INFORMATION GIVEN ::
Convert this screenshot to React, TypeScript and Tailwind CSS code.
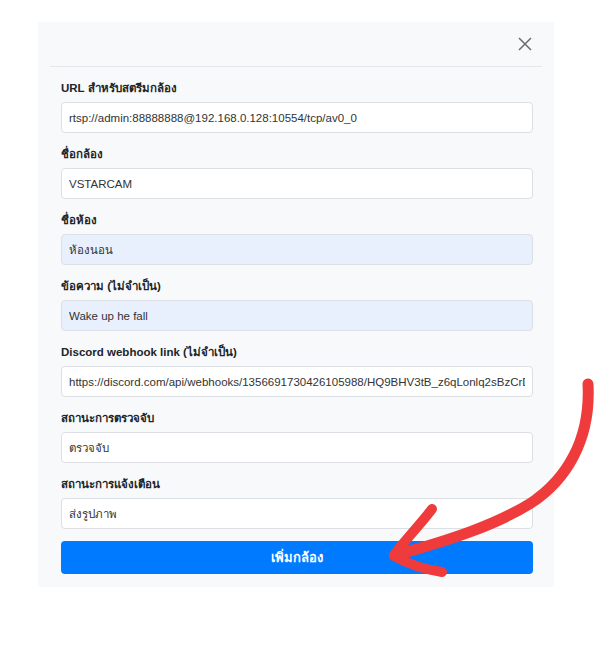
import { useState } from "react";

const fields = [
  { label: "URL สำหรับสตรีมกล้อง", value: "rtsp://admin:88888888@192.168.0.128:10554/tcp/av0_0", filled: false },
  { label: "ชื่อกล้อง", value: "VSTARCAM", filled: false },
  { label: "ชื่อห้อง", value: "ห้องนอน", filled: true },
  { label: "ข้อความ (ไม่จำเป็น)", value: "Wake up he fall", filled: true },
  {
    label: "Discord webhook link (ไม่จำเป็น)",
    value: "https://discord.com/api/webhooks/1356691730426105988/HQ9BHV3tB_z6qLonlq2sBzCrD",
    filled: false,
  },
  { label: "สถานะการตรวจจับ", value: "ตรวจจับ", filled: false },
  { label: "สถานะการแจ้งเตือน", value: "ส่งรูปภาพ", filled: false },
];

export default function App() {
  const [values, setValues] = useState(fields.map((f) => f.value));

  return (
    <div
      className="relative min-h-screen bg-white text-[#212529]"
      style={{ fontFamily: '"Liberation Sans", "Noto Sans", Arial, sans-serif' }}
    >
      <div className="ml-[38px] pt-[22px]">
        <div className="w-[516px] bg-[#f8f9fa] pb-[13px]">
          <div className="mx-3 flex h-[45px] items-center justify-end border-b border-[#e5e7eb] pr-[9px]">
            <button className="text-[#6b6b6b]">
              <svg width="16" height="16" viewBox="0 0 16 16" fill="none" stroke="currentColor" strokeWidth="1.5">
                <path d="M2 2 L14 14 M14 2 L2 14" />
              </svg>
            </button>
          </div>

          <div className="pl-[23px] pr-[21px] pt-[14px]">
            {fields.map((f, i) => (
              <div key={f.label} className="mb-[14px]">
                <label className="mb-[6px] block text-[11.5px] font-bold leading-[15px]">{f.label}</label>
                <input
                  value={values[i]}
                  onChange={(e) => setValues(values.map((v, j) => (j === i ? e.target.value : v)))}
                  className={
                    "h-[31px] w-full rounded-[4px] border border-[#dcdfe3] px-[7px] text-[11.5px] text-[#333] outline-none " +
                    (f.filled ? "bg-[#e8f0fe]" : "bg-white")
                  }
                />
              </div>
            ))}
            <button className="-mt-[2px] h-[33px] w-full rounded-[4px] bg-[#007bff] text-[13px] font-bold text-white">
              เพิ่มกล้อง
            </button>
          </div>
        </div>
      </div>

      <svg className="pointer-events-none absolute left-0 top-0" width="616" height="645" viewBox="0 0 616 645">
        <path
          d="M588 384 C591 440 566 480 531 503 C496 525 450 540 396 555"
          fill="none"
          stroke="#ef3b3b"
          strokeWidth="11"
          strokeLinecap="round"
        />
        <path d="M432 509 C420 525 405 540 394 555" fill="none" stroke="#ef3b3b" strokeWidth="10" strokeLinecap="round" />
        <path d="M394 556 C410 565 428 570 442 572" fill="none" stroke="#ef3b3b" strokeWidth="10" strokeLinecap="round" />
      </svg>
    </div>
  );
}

---

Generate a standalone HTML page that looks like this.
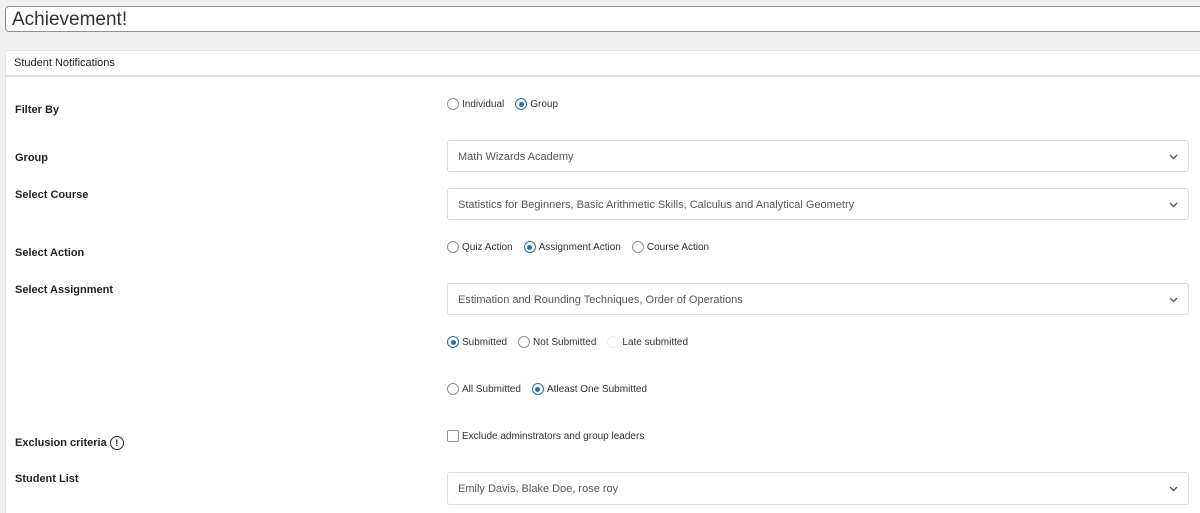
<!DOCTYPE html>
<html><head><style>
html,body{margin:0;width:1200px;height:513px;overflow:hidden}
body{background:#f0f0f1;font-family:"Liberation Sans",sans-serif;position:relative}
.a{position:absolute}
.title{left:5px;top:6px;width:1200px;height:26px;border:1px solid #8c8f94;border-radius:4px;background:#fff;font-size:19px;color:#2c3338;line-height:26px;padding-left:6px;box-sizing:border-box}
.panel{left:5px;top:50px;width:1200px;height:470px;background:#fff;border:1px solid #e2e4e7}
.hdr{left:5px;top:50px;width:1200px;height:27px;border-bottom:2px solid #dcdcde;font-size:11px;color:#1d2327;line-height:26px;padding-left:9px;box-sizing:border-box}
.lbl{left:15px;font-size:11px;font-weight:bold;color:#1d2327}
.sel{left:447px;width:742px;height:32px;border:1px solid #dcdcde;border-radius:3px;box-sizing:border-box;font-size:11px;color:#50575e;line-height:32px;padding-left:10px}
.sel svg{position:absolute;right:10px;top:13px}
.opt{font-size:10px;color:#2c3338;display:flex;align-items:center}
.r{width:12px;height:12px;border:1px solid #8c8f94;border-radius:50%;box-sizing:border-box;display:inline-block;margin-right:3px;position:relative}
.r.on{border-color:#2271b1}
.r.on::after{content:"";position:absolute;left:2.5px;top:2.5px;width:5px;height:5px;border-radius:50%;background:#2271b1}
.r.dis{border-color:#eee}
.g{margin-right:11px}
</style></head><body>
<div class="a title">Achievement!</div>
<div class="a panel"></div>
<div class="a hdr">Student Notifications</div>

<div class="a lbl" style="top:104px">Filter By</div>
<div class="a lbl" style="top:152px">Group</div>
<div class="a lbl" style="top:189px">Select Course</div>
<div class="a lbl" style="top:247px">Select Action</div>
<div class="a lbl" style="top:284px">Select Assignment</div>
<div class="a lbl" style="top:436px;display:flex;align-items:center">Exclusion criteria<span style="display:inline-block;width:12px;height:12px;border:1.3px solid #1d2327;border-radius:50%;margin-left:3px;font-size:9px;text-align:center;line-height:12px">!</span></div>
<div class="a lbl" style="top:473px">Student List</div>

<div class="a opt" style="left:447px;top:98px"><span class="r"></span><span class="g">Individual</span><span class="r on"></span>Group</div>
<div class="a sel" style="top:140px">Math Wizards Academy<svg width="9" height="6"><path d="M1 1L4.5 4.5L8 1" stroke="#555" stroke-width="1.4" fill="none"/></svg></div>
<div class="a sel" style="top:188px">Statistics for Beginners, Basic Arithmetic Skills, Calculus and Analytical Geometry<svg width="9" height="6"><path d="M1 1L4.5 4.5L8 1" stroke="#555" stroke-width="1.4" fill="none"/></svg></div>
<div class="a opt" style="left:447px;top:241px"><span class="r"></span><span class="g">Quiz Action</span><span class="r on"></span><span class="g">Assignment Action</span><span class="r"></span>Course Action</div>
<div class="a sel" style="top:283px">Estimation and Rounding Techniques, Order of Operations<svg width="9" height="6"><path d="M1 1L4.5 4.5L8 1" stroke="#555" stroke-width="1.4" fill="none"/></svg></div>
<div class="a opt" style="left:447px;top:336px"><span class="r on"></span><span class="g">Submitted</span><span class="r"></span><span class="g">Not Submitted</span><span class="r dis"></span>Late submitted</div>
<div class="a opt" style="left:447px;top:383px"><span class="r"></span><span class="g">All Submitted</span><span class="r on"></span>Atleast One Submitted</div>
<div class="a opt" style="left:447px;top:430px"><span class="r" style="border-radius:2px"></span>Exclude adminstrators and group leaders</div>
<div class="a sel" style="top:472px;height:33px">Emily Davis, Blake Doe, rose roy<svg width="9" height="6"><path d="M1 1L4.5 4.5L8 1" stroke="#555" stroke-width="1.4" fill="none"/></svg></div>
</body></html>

TASK BRIEF :: Return the material from the line containing "Convert this screenshot" through the line containing "const [values, setValues]", exactly and in full, but without its pictures.

WORKED SOLUTION ::
Convert this screenshot to React, TypeScript and Tailwind CSS code.
import { useState } from "react";

const fields = [
  { label: "URL สำหรับสตรีมกล้อง", value: "rtsp://admin:88888888@192.168.0.128:10554/tcp/av0_0", filled: false },
  { label: "ชื่อกล้อง", value: "VSTARCAM", filled: false },
  { label: "ชื่อห้อง", value: "ห้องนอน", filled: true },
  { label: "ข้อความ (ไม่จำเป็น)", value: "Wake up he fall", filled: true },
  {
    label: "Discord webhook link (ไม่จำเป็น)",
    value: "https://discord.com/api/webhooks/1356691730426105988/HQ9BHV3tB_z6qLonlq2sBzCrD",
    filled: false,
  },
  { label: "สถานะการตรวจจับ", value: "ตรวจจับ", filled: false },
  { label: "สถานะการแจ้งเตือน", value: "ส่งรูปภาพ", filled: false },
];

export default function App() {
  const [values, setValues] = useState(fields.map((f) => f.value));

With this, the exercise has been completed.